#### Given request
For this exercise, output only the lines between the "Recreate this image" line and the "import React from" line, both of them included, and skip all pictures.

--*--

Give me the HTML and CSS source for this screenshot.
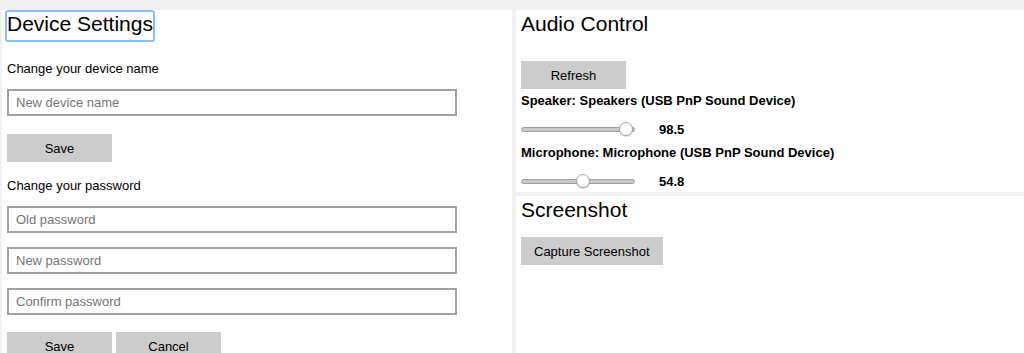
FILE: index.html
```html
<!DOCTYPE html>
<html lang="en">
<head>
    <meta charset="UTF-8">
    <meta name="viewport" content="width=device-width, initial-scale=1.0">
    <title>Device Settings</title>
    <link rel="stylesheet" href="styles.css">
</head>
<body>

    <div class="panel settings-panel">
        <h2 class="panel-title focused" tabindex="-1">Device Settings</h2>

        <form class="group name-group" id="nameForm">
            <label for="deviceName">Change your device name</label>
            <input type="text" id="deviceName" class="field first" placeholder="New device name">
            <button type="submit" class="btn save-name">Save</button>
        </form>

        <form class="group password-group" id="passwordForm">
            <label for="oldPassword">Change your password</label>
            <input type="password" id="oldPassword" class="field first" placeholder="Old password">
            <input type="password" id="newPassword" class="field" placeholder="New password">
            <input type="password" id="confirmPassword" class="field" placeholder="Confirm password">
            <div class="button-row">
                <button type="submit" class="btn">Save</button>
                <button type="reset" class="btn">Cancel</button>
            </div>
        </form>
    </div>

    <div class="side-column">
        <div class="panel audio-panel">
            <h2 class="panel-title">Audio Control</h2>
            <button class="btn refresh-btn" id="refreshButton">Refresh</button>

            <div class="device-label">Speaker: Speakers (USB PnP Sound Device)</div>
            <div class="volume-row">
                <input type="range" class="volume" min="0" max="100" step="0.1" value="98.5">
                <span class="volume-value">98.5</span>
            </div>

            <div class="device-label">Microphone: Microphone (USB PnP Sound Device)</div>
            <div class="volume-row">
                <input type="range" class="volume" min="0" max="100" step="0.1" value="54.8">
                <span class="volume-value">54.8</span>
            </div>
        </div>

        <div class="panel screenshot-panel">
            <h2 class="panel-title">Screenshot</h2>
            <button class="btn capture-btn" id="captureButton">Capture Screenshot</button>
        </div>
    </div>

</body>
</html>
```

FILE: styles.css
```css
/* General */
* {
    box-sizing: border-box;
}

body {
    font-family: "Liberation Sans", Arial, sans-serif;
    font-size: 13px;
    color: #000;
    margin: 0;
    padding: 10px 0 0 2px;
    min-height: 100vh;
    background: #f1f1f1;
    display: grid;
    grid-template-columns: 510px 1fr;
    column-gap: 4px;
}

.panel {
    background: #fff;
    padding: 0 5px;
    display: flex;
    flex-direction: column;
    align-items: flex-start;
}

.panel-title {
    margin: 0 0 0 -2px;
    font-size: 21px;
    font-weight: normal;
    line-height: 24px;
    padding: 0 0 4px 0;
    border: 2px solid transparent;
    border-radius: 3px;
}

.panel-title.focused {
    border-color: #8ebcf4;
    outline: none;
}

/* Forms */
.group {
    display: flex;
    flex-direction: column;
    align-items: flex-start;
    width: 100%;
    margin: 0;
}

.name-group {
    margin-top: 19px;
}

.password-group {
    margin-top: 16px;
}

label {
    line-height: 15px;
}

.field {
    width: 90%;
    height: 27px;
    margin-top: 14px;
    padding: 0 7px;
    font-family: inherit;
    font-size: 13px;
    border: 2px solid #a2a2a2;
    background: #fff;
    outline: none;
}

.field.first {
    margin-top: 13px;
}

.field::placeholder {
    color: #757575;
}

.btn {
    min-width: 105px;
    height: 28px;
    padding: 0 13px;
    font-family: inherit;
    font-size: 13px;
    color: #000;
    background: #cccccc;
    border: none;
    cursor: pointer;
}

.save-name {
    margin-top: 18px;
}

.button-row {
    display: flex;
    gap: 4px;
    margin-top: 17px;
}

/* Right column */
.side-column {
    display: flex;
    flex-direction: column;
    gap: 4px;
}

.audio-panel {
    padding-bottom: 3px;
}

.refresh-btn {
    margin-top: 19px;
}

.device-label {
    font-weight: bold;
    line-height: 15px;
    margin-top: 4px;
}

.volume-row + .device-label {
    margin-top: 8px;
}

.volume-row {
    display: flex;
    align-items: center;
    height: 16px;
    margin-top: 13px;
}

.volume-value {
    font-weight: bold;
    margin-left: 24px;
}

.volume {
    -webkit-appearance: none;
    appearance: none;
    width: 114px;
    height: 16px;
    margin: 0;
    background: transparent;
}

.volume::-webkit-slider-runnable-track {
    height: 5px;
    background: #c9c9c9;
    border: 1px solid #a0a0a0;
    border-radius: 3px;
}

.volume::-webkit-slider-thumb {
    -webkit-appearance: none;
    width: 14px;
    height: 14px;
    margin-top: -6px;
    border-radius: 50%;
    background: #fff;
    border: 1px solid #a6a6a6;
    box-shadow: 0 1px 1px rgba(0, 0, 0, 0.15);
}

.screenshot-panel {
    flex: 1;
}

.capture-btn {
    margin-top: 9px;
}
```
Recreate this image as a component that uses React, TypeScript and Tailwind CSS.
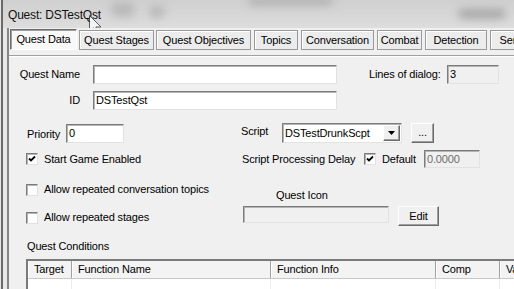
import React from "react";

const sunken =
  "border border-t-[#7c7c7c] border-l-[#7c7c7c] border-r-[#e2e2e2] border-b-[#e2e2e2] shadow-[inset_1px_1px_0_#b4b4b4]";
const raised =
  "border border-t-[#ffffff] border-l-[#ffffff] border-r-[#6a6a6a] border-b-[#6a6a6a] shadow-[inset_-1px_-1px_0_#a0a0a0]";

const tabs = [
  { label: "Quest Data", cls: "ml-[1px] w-[67px]", active: true },
  { label: "Quest Stages", cls: "ml-[2px] w-[75px]" },
  { label: "Quest Objectives", cls: "ml-[2px] w-[95px]" },
  { label: "Topics", cls: "ml-[3px] w-[44px]" },
  { label: "Conversation", cls: "ml-[3px] w-[73px]" },
  { label: "Combat", cls: "ml-[3px] w-[45px]" },
  { label: "Detection", cls: "ml-[3px] w-[62px]" },
  { label: "Services", cls: "ml-[3px] w-[60px]" },
];

const columns = [
  { label: "Target", cls: "w-[44px]" },
  { label: "Function Name", cls: "w-[199px]" },
  { label: "Function Info", cls: "w-[165px]" },
  { label: "Comp", cls: "w-[64px]" },
  { label: "Value", cls: "w-[60px]" },
];

function Field({
  className,
  disabled,
  children,
}: {
  className: string;
  disabled?: boolean;
  children?: React.ReactNode;
}) {
  return (
    <div
      className={`${className} ${sunken} ${
        disabled ? "bg-[#f0f0f0]" : "bg-white"
      } shrink-0 flex items-center pl-[2px] whitespace-nowrap overflow-hidden`}
    >
      {children}
    </div>
  );
}

function Check({ checked }: { checked?: boolean }) {
  return (
    <div className={`w-[12px] h-[12px] shrink-0 bg-white ${sunken} flex items-center justify-center`}>
      {checked && (
        <svg width="8" height="8" viewBox="0 0 8 8">
          <path d="M1 3.5 L3 5.5 L7 1.5" stroke="#000" strokeWidth="1.8" fill="none" />
        </svg>
      )}
    </div>
  );
}

export default function App() {
  return (
    <div className="w-[514px] h-[289px] overflow-hidden bg-[#e6e6e6] font-['Liberation_Sans',Arial,sans-serif] text-[11px] leading-[13px] tracking-[-0.15px] text-black">
      <div className="ml-[1px] h-full border-l-2 border-[#6a6a6a] flex flex-col">
        {/* Title bar */}
        <div className="relative h-[28px] shrink-0 overflow-hidden bg-linear-to-b from-[#cfcfcf] to-[#dddddd]">
          <div className="absolute left-[108px] top-[3px] w-[24px] h-[14px] rounded-full bg-[#8c8c8c] opacity-40 blur-[5px]" />
          <div className="absolute left-[146px] top-[6px] w-[16px] h-[12px] rounded-full bg-[#8c8c8c] opacity-40 blur-[4px]" />
          <div className="absolute left-[245px] top-[-4px] w-[85px] h-[10px] rounded-full bg-[#8c8c8c] opacity-40 blur-[4px]" />
          <div className="absolute left-[455px] top-[9px] w-[48px] h-[10px] rounded-full bg-[#7c7c7c] opacity-50 blur-[4px]" />
          <div className="relative pl-[5px] pt-[8px] text-[12px] leading-[14px] tracking-[-0.2px] text-[#111]">
            Quest: DSTestQst
          </div>
          <svg
            className="absolute left-[86px] top-[15px] opacity-80"
            width="13"
            height="21"
            viewBox="0 0 13 21"
          >
            <path
              d="M0.5 0.5 L0.5 16.5 L4.5 12.8 L7.2 19.5 L9.6 18.5 L6.9 12 L12 12 Z"
              fill="#fafafa"
              stroke="#3c3c3c"
              strokeWidth="1"
              strokeLinejoin="round"
            />
          </svg>
        </div>

        {/* Frame + client */}
        <div className="flex flex-1 min-h-0">
          <div className="w-[4px] shrink-0 bg-[#e8e8e8]" />
          <div className="flex-1 min-w-0 bg-[#f0f0f0] border-l-2 border-[#858585] flex flex-col">
            {/* Tabs */}
            <div className="flex items-end h-[22px] pt-[1px] whitespace-nowrap">
              {tabs.map((t) =>
                t.active ? (
                  <div
                    key={t.label}
                    className={`${t.cls} shrink-0 h-[21px] flex items-center justify-center bg-[#f8f8f8] border border-t-[#6a6a6a] border-l-[#6a6a6a] border-r-[#ffffff] border-b-[#ffffff] shadow-[inset_1px_1px_0_#a0a0a0]`}
                  >
                    {t.label}
                  </div>
                ) : (
                  <div
                    key={t.label}
                    className={`${t.cls} shrink-0 h-[20px] flex items-center justify-center bg-[#ececec] border border-[#9a9a9a] shadow-[inset_1px_1px_0_#ffffff]`}
                  >
                    {t.label}
                  </div>
                )
              )}
            </div>

            {/* Panel */}
            <div className="mt-[5px] flex-1 border-t border-[#a0a0a0] shadow-[inset_0_1px_0_#ffffff] flex flex-col">
              {/* Quest name row */}
              <div className="mt-[9px] h-[19px] flex items-center">
                <div className="w-[71px] text-right">Quest Name</div>
                <Field className="ml-[13px] w-[244px] h-[19px]" />
                <div className="ml-[32px] w-[78px]">Lines of dialog:</div>
                <Field className="w-[52px] h-[19px]" disabled>
                  3
                </Field>
              </div>

              {/* ID row */}
              <div className="mt-[7px] h-[19px] flex items-center">
                <div className="w-[71px] text-right">ID</div>
                <Field className="ml-[13px] w-[244px] h-[19px]">DSTestQst</Field>
              </div>

              {/* Priority / Script row */}
              <div className="mt-[13px] h-[20px] flex items-center">
                <div className="ml-[18px] w-[39px] pt-[2px]">Priority</div>
                <Field className="w-[58px] h-[19px]">0</Field>
                <div className="ml-[117px] w-[41px] mb-[4px]">Script</div>
                <div className={`w-[120px] h-[20px] shrink-0 bg-white ${sunken} flex items-center`}>
                  <div className="flex-1 pl-[2px] whitespace-nowrap">DSTestDrunkScpt</div>
                  <div className={`w-[17px] h-[16px] mr-[1px] bg-[#f0f0f0] ${raised} flex items-center justify-center`}>
                    <svg width="7" height="4" viewBox="0 0 7 4">
                      <path d="M0 0 H7 L3.5 4 Z" fill="#000" />
                    </svg>
                  </div>
                </div>
                <div className={`ml-[9px] w-[23px] h-[20px] shrink-0 bg-[#f0f0f0] ${raised} flex items-center justify-center pb-[2px]`}>
                  ...
                </div>
              </div>

              {/* Start game / Processing delay row */}
              <div className="mt-[7px] h-[18px] flex items-center">
                <div className="ml-[17px] w-[216px] flex items-center gap-[6px]">
                  <Check checked />
                  <span>Start Game Enabled</span>
                </div>
                <div className="w-[122px] whitespace-nowrap">Script Processing Delay</div>
                <Check checked />
                <div className="ml-[6px] w-[42px]">Default</div>
                <Field className="w-[56px] h-[18px] text-[#6d6d6d]" disabled>
                  0.0000
                </Field>
              </div>

              {/* Repeat options + quest icon */}
              <div className="mt-[15px] flex items-start">
                <div className="ml-[17px] w-[217px] flex flex-col">
                  <div className="h-[13px] flex items-center gap-[6px]">
                    <Check />
                    <span className="whitespace-nowrap">Allow repeated conversation topics</span>
                  </div>
                  <div className="mt-[15px] h-[13px] flex items-center gap-[6px]">
                    <Check />
                    <span>Allow repeated stages</span>
                  </div>
                </div>
                <div className="pt-[6px] flex flex-col">
                  <div className="ml-[33px] h-[13px]">Quest Icon</div>
                  <div className="mt-[4px] flex items-start">
                    <Field className="w-[146px] h-[17px]" disabled />
                    <div className={`ml-[9px] w-[41px] h-[20px] bg-[#f0f0f0] ${raised} flex items-center justify-center`}>
                      Edit
                    </div>
                  </div>
                </div>
              </div>

              {/* Conditions */}
              <div className="mt-[14px] ml-[18px] h-[13px]">Quest Conditions</div>
              <div className="mt-[6px] ml-[17px] flex-1 border-t-2 border-l-2 border-t-[#7a7a7a] border-l-[#7a7a7a] bg-white flex flex-col">
                <div className="flex h-[18px] shrink-0 bg-[#f3f3f3] border-b border-[#c8c8c8] whitespace-nowrap">
                  {columns.map((c) => (
                    <div
                      key={c.label}
                      className={`${c.cls} shrink-0 pl-[6px] flex items-center border-r border-[#a0a0a0] shadow-[inset_1px_0_0_#ffffff]`}
                    >
                      {c.label}
                    </div>
                  ))}
                </div>
                <div className="flex flex-1">
                  {columns.map((c) => (
                    <div key={c.label} className={`${c.cls} shrink-0 border-r border-[#ececec]`} />
                  ))}
                </div>
              </div>
            </div>
          </div>
        </div>
      </div>
    </div>
  );
}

--*--

#### Worked answer
Recreate this image as a component that uses React, TypeScript and Tailwind CSS.
import React from "react";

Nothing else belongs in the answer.